**Input records:**
BEGIN

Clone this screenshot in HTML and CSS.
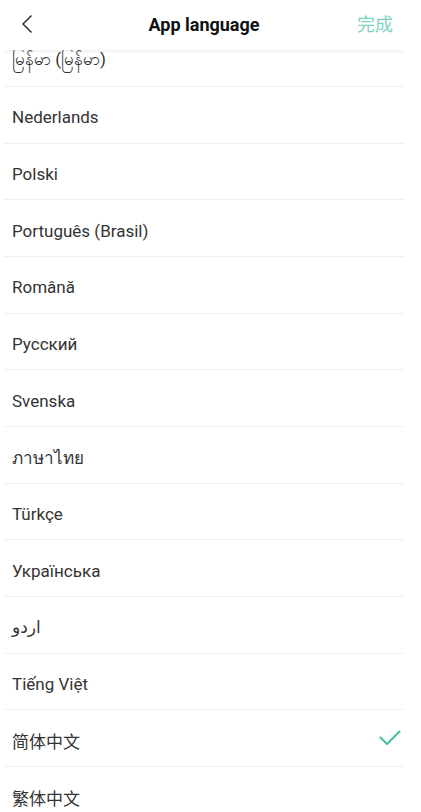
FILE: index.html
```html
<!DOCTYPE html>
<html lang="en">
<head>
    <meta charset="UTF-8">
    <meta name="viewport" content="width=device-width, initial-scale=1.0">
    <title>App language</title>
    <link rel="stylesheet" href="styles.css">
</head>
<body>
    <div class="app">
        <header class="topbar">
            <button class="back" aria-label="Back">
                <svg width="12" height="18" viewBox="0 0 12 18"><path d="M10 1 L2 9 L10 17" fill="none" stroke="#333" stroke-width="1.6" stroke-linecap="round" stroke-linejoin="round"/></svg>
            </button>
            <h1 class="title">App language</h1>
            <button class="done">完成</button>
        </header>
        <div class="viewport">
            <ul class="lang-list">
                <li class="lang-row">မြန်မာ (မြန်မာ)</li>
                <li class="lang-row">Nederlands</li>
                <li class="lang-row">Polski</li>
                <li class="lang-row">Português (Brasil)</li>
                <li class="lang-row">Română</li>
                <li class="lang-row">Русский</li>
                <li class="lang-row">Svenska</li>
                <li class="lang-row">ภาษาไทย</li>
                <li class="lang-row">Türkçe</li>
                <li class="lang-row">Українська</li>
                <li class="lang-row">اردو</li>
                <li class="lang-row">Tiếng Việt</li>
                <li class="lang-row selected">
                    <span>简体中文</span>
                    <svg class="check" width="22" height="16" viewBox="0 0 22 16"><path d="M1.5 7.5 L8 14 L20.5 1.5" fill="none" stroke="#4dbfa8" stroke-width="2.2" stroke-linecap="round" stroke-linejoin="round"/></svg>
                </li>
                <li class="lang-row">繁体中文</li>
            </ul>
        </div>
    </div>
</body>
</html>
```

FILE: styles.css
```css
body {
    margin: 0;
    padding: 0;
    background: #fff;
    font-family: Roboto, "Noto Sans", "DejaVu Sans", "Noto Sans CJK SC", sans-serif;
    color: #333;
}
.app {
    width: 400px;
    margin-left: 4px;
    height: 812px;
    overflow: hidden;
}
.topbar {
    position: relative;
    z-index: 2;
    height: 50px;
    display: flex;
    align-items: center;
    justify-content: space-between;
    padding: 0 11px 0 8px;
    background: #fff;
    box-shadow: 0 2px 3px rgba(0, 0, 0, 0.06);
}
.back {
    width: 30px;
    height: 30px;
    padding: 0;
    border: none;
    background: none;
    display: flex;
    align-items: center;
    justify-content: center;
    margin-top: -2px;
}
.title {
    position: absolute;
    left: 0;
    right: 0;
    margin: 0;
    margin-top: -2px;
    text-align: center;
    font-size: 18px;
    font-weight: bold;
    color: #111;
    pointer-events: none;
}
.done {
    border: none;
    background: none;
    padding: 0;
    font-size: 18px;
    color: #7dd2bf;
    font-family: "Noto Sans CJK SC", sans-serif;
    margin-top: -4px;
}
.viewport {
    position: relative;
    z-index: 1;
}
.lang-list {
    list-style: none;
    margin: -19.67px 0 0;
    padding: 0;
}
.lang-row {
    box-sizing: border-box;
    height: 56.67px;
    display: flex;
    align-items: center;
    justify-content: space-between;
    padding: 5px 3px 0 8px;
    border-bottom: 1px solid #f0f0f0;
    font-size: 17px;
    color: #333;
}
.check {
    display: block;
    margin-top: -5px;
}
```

END
BEGIN

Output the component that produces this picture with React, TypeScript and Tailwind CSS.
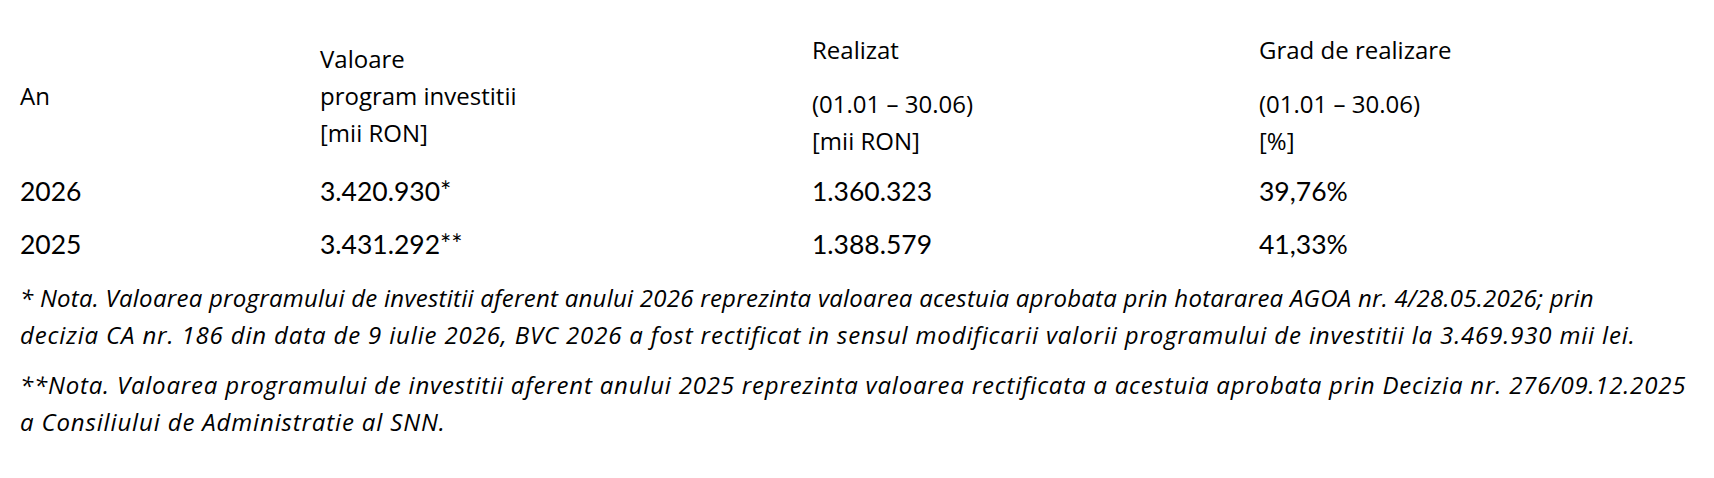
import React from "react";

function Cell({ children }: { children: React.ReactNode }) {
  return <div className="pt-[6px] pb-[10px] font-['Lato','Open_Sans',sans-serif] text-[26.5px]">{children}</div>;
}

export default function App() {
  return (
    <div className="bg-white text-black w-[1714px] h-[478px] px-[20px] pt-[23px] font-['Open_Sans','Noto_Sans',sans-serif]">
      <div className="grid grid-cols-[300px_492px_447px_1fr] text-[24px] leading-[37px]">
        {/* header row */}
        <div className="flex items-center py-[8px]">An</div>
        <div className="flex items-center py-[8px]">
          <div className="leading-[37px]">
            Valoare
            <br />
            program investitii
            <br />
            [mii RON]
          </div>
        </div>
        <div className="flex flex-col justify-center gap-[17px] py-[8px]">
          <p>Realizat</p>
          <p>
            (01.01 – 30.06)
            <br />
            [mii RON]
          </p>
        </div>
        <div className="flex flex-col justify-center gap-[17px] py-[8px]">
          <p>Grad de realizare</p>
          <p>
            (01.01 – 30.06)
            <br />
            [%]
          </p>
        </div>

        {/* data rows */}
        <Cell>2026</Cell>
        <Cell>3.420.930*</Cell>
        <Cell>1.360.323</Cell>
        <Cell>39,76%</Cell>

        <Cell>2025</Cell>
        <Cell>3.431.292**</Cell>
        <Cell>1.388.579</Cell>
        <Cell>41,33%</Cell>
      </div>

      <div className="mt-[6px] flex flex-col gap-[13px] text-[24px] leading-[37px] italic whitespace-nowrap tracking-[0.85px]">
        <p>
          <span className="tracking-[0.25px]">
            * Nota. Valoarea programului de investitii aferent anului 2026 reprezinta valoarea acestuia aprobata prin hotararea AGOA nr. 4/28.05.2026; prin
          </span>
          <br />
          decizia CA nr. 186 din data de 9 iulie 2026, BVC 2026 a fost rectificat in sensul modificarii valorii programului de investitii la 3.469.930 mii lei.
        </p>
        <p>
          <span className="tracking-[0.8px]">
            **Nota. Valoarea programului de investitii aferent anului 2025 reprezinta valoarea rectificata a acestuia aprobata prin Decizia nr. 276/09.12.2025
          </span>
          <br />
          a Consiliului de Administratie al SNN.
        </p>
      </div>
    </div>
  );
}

END
BEGIN

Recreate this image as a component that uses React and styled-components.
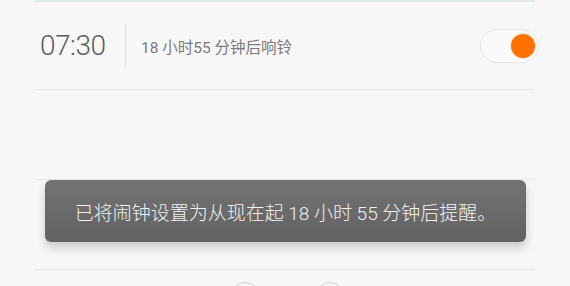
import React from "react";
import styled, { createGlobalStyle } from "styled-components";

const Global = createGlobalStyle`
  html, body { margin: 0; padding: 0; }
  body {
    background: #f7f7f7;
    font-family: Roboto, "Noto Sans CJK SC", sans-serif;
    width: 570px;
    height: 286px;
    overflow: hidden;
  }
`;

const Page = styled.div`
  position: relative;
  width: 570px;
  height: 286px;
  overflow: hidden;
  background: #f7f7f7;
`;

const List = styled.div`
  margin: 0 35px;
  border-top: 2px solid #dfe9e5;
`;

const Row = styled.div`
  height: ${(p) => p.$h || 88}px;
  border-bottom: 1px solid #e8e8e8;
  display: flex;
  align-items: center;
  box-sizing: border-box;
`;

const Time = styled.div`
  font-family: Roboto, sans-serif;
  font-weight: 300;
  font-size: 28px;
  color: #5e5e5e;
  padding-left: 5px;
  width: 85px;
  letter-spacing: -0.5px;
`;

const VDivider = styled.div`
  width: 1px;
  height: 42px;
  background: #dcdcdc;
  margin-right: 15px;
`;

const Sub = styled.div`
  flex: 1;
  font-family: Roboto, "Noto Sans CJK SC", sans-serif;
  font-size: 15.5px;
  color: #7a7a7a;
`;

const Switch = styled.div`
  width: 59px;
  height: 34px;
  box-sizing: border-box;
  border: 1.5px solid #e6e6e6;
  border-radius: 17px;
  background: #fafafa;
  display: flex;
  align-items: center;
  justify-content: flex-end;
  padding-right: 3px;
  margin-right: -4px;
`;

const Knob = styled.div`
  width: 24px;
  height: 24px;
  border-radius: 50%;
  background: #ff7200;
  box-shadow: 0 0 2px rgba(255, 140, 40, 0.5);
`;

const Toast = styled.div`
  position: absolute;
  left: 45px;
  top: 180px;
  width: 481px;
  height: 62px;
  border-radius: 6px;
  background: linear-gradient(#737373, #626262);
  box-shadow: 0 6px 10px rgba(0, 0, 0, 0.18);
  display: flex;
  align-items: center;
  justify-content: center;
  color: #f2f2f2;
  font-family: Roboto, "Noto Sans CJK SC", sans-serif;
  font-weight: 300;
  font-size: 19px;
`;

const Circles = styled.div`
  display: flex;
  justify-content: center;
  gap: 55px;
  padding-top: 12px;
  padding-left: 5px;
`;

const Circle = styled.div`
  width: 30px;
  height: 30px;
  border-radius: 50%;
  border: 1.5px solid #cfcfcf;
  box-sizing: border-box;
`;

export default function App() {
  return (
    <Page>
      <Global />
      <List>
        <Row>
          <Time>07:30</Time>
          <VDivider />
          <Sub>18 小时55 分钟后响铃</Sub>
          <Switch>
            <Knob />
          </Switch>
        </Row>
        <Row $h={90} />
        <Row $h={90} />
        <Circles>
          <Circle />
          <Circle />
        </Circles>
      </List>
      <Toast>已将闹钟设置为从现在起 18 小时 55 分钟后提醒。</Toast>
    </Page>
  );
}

END

**Written exercise:** Nothing but the lines above, starting at the line that contains "Output the component" and ending at the line that contains "<Cell>39,76%</Cell>", should be given again, exactly and without the pictures.

**Result for this exercise:**
Output the component that produces this picture with React, TypeScript and Tailwind CSS.
import React from "react";

function Cell({ children }: { children: React.ReactNode }) {
  return <div className="pt-[6px] pb-[10px] font-['Lato','Open_Sans',sans-serif] text-[26.5px]">{children}</div>;
}

export default function App() {
  return (
    <div className="bg-white text-black w-[1714px] h-[478px] px-[20px] pt-[23px] font-['Open_Sans','Noto_Sans',sans-serif]">
      <div className="grid grid-cols-[300px_492px_447px_1fr] text-[24px] leading-[37px]">
        {/* header row */}
        <div className="flex items-center py-[8px]">An</div>
        <div className="flex items-center py-[8px]">
          <div className="leading-[37px]">
            Valoare
            <br />
            program investitii
            <br />
            [mii RON]
          </div>
        </div>
        <div className="flex flex-col justify-center gap-[17px] py-[8px]">
          <p>Realizat</p>
          <p>
            (01.01 – 30.06)
            <br />
            [mii RON]
          </p>
        </div>
        <div className="flex flex-col justify-center gap-[17px] py-[8px]">
          <p>Grad de realizare</p>
          <p>
            (01.01 – 30.06)
            <br />
            [%]
          </p>
        </div>

        {/* data rows */}
        <Cell>2026</Cell>
        <Cell>3.420.930*</Cell>
        <Cell>1.360.323</Cell>
        <Cell>39,76%</Cell>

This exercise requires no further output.